Se valeu a pena? Claro que sim. Alcançamos aquilo por que sempre lutamos. E não vejo que, sem a luta e a resistência, tivéssemos conquistado o que conseguimos. Sou um felizardo porque assisti ao coroar de um sonho de muitos comunistas que foi ver o derrube do regime fascista. A conquista da liberdade é inseparável da resistência. Quem tente apagar isto está a cometer um erro histórico. Esta luta não é por uma questão de realização pessoal. É não estar à espera que o fruto caia de maduro, é não ficar indiferente às desgraças deste povo e deste país. Quanto ao meu país, é evidente que gosto de Portugal, gosto de cá estar e penso que, por muitas que sejam as dificuldades, estamos sempre melhor aqui. Mas se me perguntar se era este o Portugal que tinha imaginado, digo-lhe que não. Quem viveu a revolução, com pessoas cheias de sonhos, com toda a esperança que se produziu, e vê agora tanta miséria, tanta violação de direitos dos trabalhadores, não pode deixar de lamentar que não foi para isto que se fez o 25 de abril.

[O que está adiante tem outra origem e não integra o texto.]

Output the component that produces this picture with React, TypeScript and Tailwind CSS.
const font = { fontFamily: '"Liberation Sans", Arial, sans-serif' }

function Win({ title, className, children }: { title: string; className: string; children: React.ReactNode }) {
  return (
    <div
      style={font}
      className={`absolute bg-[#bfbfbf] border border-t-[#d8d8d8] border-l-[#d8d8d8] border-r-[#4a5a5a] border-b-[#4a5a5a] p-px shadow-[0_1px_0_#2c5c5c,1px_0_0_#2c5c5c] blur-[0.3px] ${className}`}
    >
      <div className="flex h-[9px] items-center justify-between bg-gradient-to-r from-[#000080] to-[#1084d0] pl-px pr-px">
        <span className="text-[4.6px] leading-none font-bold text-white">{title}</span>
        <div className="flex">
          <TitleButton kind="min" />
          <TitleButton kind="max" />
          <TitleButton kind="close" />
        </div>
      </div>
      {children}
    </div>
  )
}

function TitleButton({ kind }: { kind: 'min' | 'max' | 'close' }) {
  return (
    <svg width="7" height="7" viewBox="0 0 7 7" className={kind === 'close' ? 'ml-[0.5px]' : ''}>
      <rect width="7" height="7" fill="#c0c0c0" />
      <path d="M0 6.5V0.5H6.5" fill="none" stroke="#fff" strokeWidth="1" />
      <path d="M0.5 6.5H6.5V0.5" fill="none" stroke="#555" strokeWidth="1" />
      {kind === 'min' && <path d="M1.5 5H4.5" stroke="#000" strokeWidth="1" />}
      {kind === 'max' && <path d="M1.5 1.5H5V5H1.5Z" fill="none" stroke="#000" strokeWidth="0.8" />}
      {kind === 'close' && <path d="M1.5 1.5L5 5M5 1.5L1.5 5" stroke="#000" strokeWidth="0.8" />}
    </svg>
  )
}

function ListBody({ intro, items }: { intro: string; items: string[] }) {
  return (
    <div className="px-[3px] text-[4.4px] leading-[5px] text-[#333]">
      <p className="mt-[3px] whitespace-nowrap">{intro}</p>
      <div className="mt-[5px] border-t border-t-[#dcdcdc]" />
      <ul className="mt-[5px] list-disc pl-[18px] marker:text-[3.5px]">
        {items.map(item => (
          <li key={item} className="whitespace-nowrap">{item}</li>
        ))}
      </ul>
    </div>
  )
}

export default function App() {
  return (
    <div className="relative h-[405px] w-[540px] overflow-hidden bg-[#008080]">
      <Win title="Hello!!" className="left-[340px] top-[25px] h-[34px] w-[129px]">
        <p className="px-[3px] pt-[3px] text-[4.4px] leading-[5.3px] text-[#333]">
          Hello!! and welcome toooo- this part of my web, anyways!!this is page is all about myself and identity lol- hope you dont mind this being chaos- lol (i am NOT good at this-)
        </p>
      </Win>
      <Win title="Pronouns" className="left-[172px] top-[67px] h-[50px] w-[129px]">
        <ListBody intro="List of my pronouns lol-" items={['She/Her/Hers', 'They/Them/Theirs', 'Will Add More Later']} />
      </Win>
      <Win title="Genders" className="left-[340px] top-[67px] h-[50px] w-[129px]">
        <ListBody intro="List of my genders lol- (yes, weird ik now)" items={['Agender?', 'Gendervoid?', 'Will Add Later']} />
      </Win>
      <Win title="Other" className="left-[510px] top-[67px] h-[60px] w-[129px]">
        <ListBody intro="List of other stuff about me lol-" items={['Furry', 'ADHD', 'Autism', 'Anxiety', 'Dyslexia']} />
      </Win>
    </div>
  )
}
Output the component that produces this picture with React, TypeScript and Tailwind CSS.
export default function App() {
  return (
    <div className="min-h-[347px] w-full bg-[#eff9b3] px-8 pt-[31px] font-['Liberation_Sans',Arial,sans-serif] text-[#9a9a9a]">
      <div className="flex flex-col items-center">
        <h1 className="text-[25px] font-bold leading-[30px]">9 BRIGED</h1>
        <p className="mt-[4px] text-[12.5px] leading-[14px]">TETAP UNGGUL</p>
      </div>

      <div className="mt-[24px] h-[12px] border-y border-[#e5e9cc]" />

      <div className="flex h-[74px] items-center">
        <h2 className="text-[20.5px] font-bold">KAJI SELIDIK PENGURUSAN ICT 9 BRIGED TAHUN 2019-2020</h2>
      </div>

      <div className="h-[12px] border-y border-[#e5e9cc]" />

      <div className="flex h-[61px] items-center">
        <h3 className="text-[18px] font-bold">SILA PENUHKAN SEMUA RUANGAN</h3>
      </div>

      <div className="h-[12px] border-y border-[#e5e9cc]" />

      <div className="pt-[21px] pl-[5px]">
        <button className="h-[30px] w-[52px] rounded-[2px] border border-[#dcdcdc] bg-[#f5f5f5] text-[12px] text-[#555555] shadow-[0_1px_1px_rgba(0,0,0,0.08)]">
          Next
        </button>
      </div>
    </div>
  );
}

Este acordo com o PS e a inversão de política que falou há pouco, pode ser considerada também uma pequena revolução?

Não. Muitas destas políticas são insuficientes para travar o declínio que estamos a viver, em relação ao qual, na sua história, o PS não tem poucas culpas. Ao longo destes 40 anos foi governando alternadamente com o PSD e o CDS e são os três responsáveis pelo estado a que chegou o país. O que há agora de novo foi ter-se aberto uma janela, ou se calhar uma frincha, de inverter um rumo que a direita tinha os projetos políticos perigosos, e optar por uma política para conter os perigos que pesam sobre a democracia portuguesa.

Que leitura fez das reações anticomunistas que sucederam perante o acordo com o PS?

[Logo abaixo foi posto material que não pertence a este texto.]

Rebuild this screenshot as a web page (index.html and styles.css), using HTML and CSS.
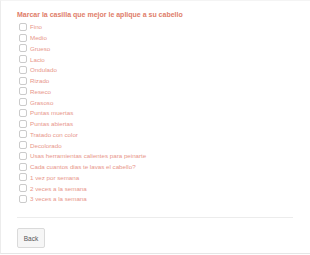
FILE: index.html
```html
<!DOCTYPE html>
<html lang="es">

<head>
    <meta charset="UTF-8">
    <meta name="viewport" content="width=device-width, initial-scale=1.0">
    <title>Cabello</title>
    <link rel="stylesheet" href="styles.css">
</head>

<body>
    <div class="panel">
        <form class="quiz">
            <div class="question">Marcar la casilla que mejor le aplique a su cabello</div>
            <label class="option"><input type="checkbox"><i class="box"></i><span>Fino</span></label>
            <label class="option"><input type="checkbox"><i class="box"></i><span>Medio</span></label>
            <label class="option"><input type="checkbox"><i class="box"></i><span>Grueso</span></label>
            <label class="option"><input type="checkbox"><i class="box"></i><span>Lacio</span></label>
            <label class="option"><input type="checkbox"><i class="box"></i><span>Ondulado</span></label>
            <label class="option"><input type="checkbox"><i class="box"></i><span>Rizado</span></label>
            <label class="option"><input type="checkbox"><i class="box"></i><span>Reseco</span></label>
            <label class="option"><input type="checkbox"><i class="box"></i><span>Grasoso</span></label>
            <label class="option"><input type="checkbox"><i class="box"></i><span>Puntas muertas</span></label>
            <label class="option"><input type="checkbox"><i class="box"></i><span>Puntas abiertas</span></label>
            <label class="option"><input type="checkbox"><i class="box"></i><span>Tratado con color</span></label>
            <label class="option"><input type="checkbox"><i class="box"></i><span>Decolorado</span></label>
            <label class="option"><input type="checkbox"><i class="box"></i><span>Usas herramientas calientes para peinarte</span></label>
            <label class="option"><input type="checkbox"><i class="box"></i><span>Cada cuantos dias te lavas el cabello?</span></label>
            <label class="option"><input type="checkbox"><i class="box"></i><span>1 vez por semana</span></label>
            <label class="option"><input type="checkbox"><i class="box"></i><span>2 veces a la semana</span></label>
            <label class="option"><input type="checkbox"><i class="box"></i><span>3 veces a la semana</span></label>
            <hr class="divider">
            <button type="button" class="back">Back</button>
        </form>
    </div>
</body>

</html>
```
FILE: styles.css
```css
* {
    box-sizing: border-box;
}

body {
    margin: 0;
    font-family: 'Liberation Sans', Arial, sans-serif;
    background: #fff;
}

.panel {
    width: 310px;
    height: 254px;
    border-left: 1px solid #ececec;
    border-bottom: 1px solid #e6e6e6;
    border-top: 1px solid #f4f4f4;
}

.quiz {
    display: flex;
    flex-direction: column;
    padding: 9px 17px 0 16px;
}

.question {
    font-size: 7px;
    font-weight: bold;
    color: #e07d69;
    line-height: 9px;
    margin-bottom: 2.5px;
}

.option {
    display: flex;
    align-items: center;
    height: 10.75px;
    padding-left: 2px;
    font-size: 6.2px;
    color: #e8968a;
}

.option input {
    display: none;
}

.box {
    flex: none;
    width: 8px;
    height: 8px;
    margin-right: 3px;
    border: 1px solid #cbcbcb;
    border-radius: 2px;
    background: #fff;
}

.divider {
    width: 100%;
    margin: 13px 0 10px;
    border: 0;
    border-top: 1px solid #ececec;
}

.back {
    align-self: flex-start;
    width: 28px;
    height: 20px;
    padding: 0;
    font-family: inherit;
    font-size: 6.5px;
    color: #555;
    background: #f6f6f6;
    border: 1px solid #dadada;
    border-radius: 2px;
}
```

O anticomunismo sempre esteve latente na nossa sociedade. Durante o fascismo era a arma fulcral. O PCP foi declarado oficialmente como inimigo único, logo em 1934. A seguir ao 25 de abril houve um momento, quando os fascistas foram "reciclados", de algum silêncio. Ao longo dos anos têm tido altos e baixos. Agora o anticomunismo ressurgiu com uma virulência enorme. Muita gente tirou a máscara. Mas para nós, o problema não é tanto em relação ao partido, pois sempre vivemos com isto. A maior preocupação é com o que isto pode significar em termos de ameaça à democracia. Fica subjacente a ideia de uma democracia condicionada. E com argumentos de clara natureza fascista. As forças democráticas deviam ter isto em consideração, tendo em o passado. Lembrem-se do poema de Bertold Brecht. Primeiro não é nada com eles, mas depois também os vêm "buscar"...O silêncio e o achar que isto é só contra os comunistas não é a melhor atitude.

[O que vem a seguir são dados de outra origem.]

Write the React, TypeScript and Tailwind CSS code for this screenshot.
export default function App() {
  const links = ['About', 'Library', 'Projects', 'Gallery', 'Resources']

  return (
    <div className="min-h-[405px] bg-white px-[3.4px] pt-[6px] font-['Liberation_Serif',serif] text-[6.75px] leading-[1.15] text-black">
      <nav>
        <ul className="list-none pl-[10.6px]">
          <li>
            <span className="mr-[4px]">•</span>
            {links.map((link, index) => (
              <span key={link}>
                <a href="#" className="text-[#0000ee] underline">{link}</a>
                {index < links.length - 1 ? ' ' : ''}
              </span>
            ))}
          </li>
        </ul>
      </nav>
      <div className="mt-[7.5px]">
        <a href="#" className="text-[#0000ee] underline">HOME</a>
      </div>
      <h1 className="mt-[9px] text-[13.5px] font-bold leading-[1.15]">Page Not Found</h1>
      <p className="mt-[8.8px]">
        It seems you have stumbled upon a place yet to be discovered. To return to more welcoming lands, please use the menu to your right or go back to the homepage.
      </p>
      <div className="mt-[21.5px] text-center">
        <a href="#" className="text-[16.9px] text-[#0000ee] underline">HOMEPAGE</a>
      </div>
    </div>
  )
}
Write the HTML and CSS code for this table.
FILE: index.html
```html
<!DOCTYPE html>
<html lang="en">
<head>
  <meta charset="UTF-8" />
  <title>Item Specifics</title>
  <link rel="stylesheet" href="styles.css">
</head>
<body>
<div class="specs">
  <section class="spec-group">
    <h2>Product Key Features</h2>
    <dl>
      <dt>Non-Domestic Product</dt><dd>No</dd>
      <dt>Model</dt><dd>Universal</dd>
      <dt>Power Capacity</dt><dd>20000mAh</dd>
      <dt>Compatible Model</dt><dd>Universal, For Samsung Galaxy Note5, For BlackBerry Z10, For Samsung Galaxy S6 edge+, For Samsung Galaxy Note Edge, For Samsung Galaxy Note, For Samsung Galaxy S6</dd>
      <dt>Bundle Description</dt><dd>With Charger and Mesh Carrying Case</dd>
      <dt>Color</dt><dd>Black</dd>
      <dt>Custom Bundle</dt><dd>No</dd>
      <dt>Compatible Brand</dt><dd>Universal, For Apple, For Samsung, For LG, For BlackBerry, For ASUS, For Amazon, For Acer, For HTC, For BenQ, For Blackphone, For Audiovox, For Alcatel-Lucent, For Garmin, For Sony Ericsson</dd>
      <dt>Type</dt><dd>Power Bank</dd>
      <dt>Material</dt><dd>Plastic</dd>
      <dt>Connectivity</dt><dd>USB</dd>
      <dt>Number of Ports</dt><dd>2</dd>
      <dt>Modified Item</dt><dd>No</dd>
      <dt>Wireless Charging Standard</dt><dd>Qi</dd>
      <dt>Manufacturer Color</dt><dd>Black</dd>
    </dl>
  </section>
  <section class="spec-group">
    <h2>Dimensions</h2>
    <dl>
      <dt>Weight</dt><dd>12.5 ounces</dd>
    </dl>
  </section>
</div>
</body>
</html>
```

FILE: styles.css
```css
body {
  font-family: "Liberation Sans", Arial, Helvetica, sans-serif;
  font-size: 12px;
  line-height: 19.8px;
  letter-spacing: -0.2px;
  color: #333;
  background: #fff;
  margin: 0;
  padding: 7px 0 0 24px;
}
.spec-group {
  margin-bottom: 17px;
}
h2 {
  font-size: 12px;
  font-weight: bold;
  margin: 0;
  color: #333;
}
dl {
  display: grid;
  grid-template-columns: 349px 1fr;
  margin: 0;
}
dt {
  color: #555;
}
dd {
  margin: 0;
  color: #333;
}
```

Um colunista do DN, António Barreto, escreveu há semanas uma crónica muito crítica para os comunistas portugueses, dizendo que eram um sintoma do atraso do país, deixando implícito que para os combater tinha que ser pela força. Sente que é a opinião de muita gente?

A natureza por vezes é demasiado cruel para algumas pessoas quando chegam a certa idade. António Barreto é uma personagem pouco séria intelectualmente. Barreto já foi tudo na vida. Esquerdista, comunista, socialista, social-democrata. Ultrarrevolucionário quando estava longe da polícia política, na Suíça e contrarrevolucionário no Portugal de Abril. Ele faz parte de uma fauna que quando não sabe explica. Desliza a grande velocidade para posições fascizantes. Basta ver as suas posições sobre a revisão da Constituição e o que defende para a arquitetura do Estado. Nessa crónica expressa um argumento típico do fascismo, a defesa da violência contra os comunistas. Sofre da síndrome dos pigmeus. Acredita que bolsando lama sobre os grandes se torna gigante. É uma doença incurável. Precisávamos que o Eça ressuscitasse por algum tempo para se ocupar de certas abencerragens.